Wednesday, April 27, 2011

Hidden Explanations For Unethical Company Behavior

Imagine you work for a company that emits toxic fumes. Under an industry agreement with regulators, your company agrees to run the emissions through a costly clean-up device. If you fail to comply, you face sanctions. Then imagine the same scenario, with no sanctions if you don't do the expensive clean-up. Under which scenario would you be more likely to cheat and avoid the clean-up? Surprise: a 1999 study, where subjects participated this simulated scenario, showed that those who faced a fine were more likely to cheat, not less.

In a fascinating New York Times op ed today, Max H. Bazerman, a Harvard business administration professor and Ann E. Tenbrunsel, a management professor at Notre Dame, discuss the counter-intuitive notion that business people engage in unethical behavior not because they intend to do something wrong, but because they're unconsciously fooling themselves. The authors call this "ethical fading" or "motivated blindness."

Another example, in a study published last year: Students in an experiment where they were given the same information about a fictitious company and asked to estimate its value. Some students played the role of buyer; others were sellers, buyer's auditors and seller's auditors. It's not shocking that buyers and sellerscame up with different values, favoring their own camps. But the auditors demonstrated significant bias too, with estimates that differed by 30%. Then real life auditors from big accounting firms tried the experiment, and logged similarly biased results.

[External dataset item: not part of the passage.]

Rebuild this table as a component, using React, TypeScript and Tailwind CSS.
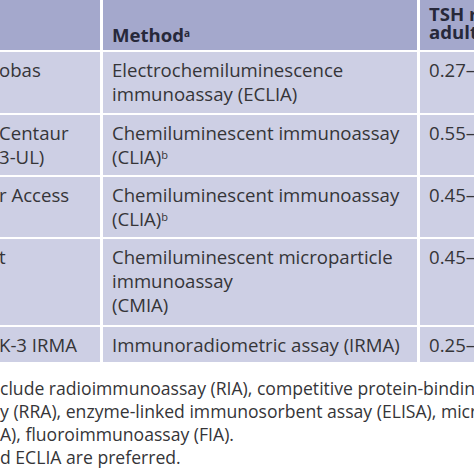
const font = { fontFamily: '"Open Sans", "Noto Sans", sans-serif' };

type Line = [string, string];

const rows: {
  device: Line[];
  method: React.ReactNode[];
  range: string;
  h: string;
}[] = [
  {
    device: [["Roche C", "obas"]],
    method: ["Electrochemiluminescence", "immunoassay (ECLIA)"],
    range: "0.27–4.20",
    h: "h-[61px]",
  },
  {
    device: [
      ["Siemens ADVIA ", "Centaur"],
      ["(TSH", "3-UL)"],
    ],
    method: [
      "Chemiluminescent immunoassay",
      <>
        (CLIA)<sup className="text-[11px]">b</sup>
      </>,
    ],
    range: "0.55–4.78",
    h: "h-[60px]",
  },
  {
    device: [["Beckman Coulte", "r Access"]],
    method: [
      "Chemiluminescent immunoassay",
      <>
        (CLIA)<sup className="text-[11px]">b</sup>
      </>,
    ],
    range: "0.45–4.50",
    h: "h-[60px]",
  },
  {
    device: [["Abbott Architec", "t"]],
    method: ["Chemiluminescent microparticle", "immunoassay", "(CMIA)"],
    range: "0.45–4.50",
    h: "h-[86px]",
  },
  {
    device: [["DiaSorin TSH-", "K-3 IRMA"]],
    method: ["Immunoradiometric assay (IRMA)"],
    range: "0.25–4.00",
    h: "h-[35px]",
  },
];

const notes: Line[] = [
  ["a Other methods in", "clude radioimmunoassay (RIA), competitive protein-binding assay (CPBA),"],
  ["(CPBA), radioreceptor assa", "y (RRA), enzyme-linked immunosorbent assay (ELISA), microparticle"],
  ["enzyme immunoassay (MEI", "A), fluoroimmunoassay (FIA)."],
  ["b CLIA an", "d ECLIA are preferred."],
];

function Cut({ line, w = "w-[200px]" }: { line: Line; w?: string }) {
  return (
    <div className="flex whitespace-nowrap">
      <span className={`${w} shrink-0 overflow-hidden text-right`}>{line[0]}</span>
      <span>{line[1]}</span>
    </div>
  );
}

export default function App() {
  return (
    <div className="w-[474px] h-[474px] overflow-hidden bg-white text-[#353538]" style={font}>
      <div className="ml-[-200px] grid w-[820px] grid-cols-[300px_314px_200px] gap-x-[3px] gap-y-[2px] text-[18.6px] leading-[24px]">
        <div className="h-[50px] bg-[#a4a8cc]" />
        <div className="flex h-[50px] items-end bg-[#a4a8cc] pb-[3px] pl-[9px] font-bold text-[#27283a]">
          <span>
            Method<sup className="text-[10px]">a</sup>
          </span>
        </div>
        <div className="flex h-[50px] flex-col justify-end bg-[#a4a8cc] pb-[9px] pl-[9px] font-bold leading-[18px] text-[#27283a] whitespace-nowrap">
          <span>TSH reference range in</span>
          <span>adults (mU/L)</span>
        </div>

        {rows.map((r, i) => (
          <div key={i} className="contents">
            <div className={`${r.h} bg-[#cdcfe4] pt-[6px]`}>
              {r.device.map((d, j) => (
                <Cut key={j} line={d} w="w-[199px]" />
              ))}
            </div>
            <div className={`${r.h} bg-[#cdcfe4] pl-[9px] pt-[6px]`}>
              {r.method.map((m, j) => (
                <div key={j} className="whitespace-nowrap">
                  {m}
                </div>
              ))}
            </div>
            <div className={`${r.h} bg-[#cdcfe4] pl-[9px] pt-[6px] whitespace-nowrap`}>{r.range}</div>
          </div>
        ))}
      </div>

      <div className="ml-[-200px] mt-[15px] text-[17.6px] leading-[23px]">
        {notes.map((n, i) => (
          <Cut key={i} line={n} />
        ))}
      </div>
    </div>
  );
}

Wouldn't transparency help, if all information were made public and biases and conflicts of interest exposed? Yet another study, from 2005, showed that people become even more ethically lax when they feel like others are watching.

Bazerman and Tenbrunsel point out that regulators, prosecutors and journalists focus on willful misconduct and simple intent. They/we assume it's possible to be objective. But humans are much more complicated than that, it turns out. One solution offered in the op ed: "Auditors should only audit; they should not be allowed to sell other services or profit from pleasing their customers." Unfortunately, it's tough to imagine a world where that would happen.

At the least, Bazerman and Tenbrunsel's book seems worth reading: Blind Spots: Why we Fail to do What's Right and What to Do About It.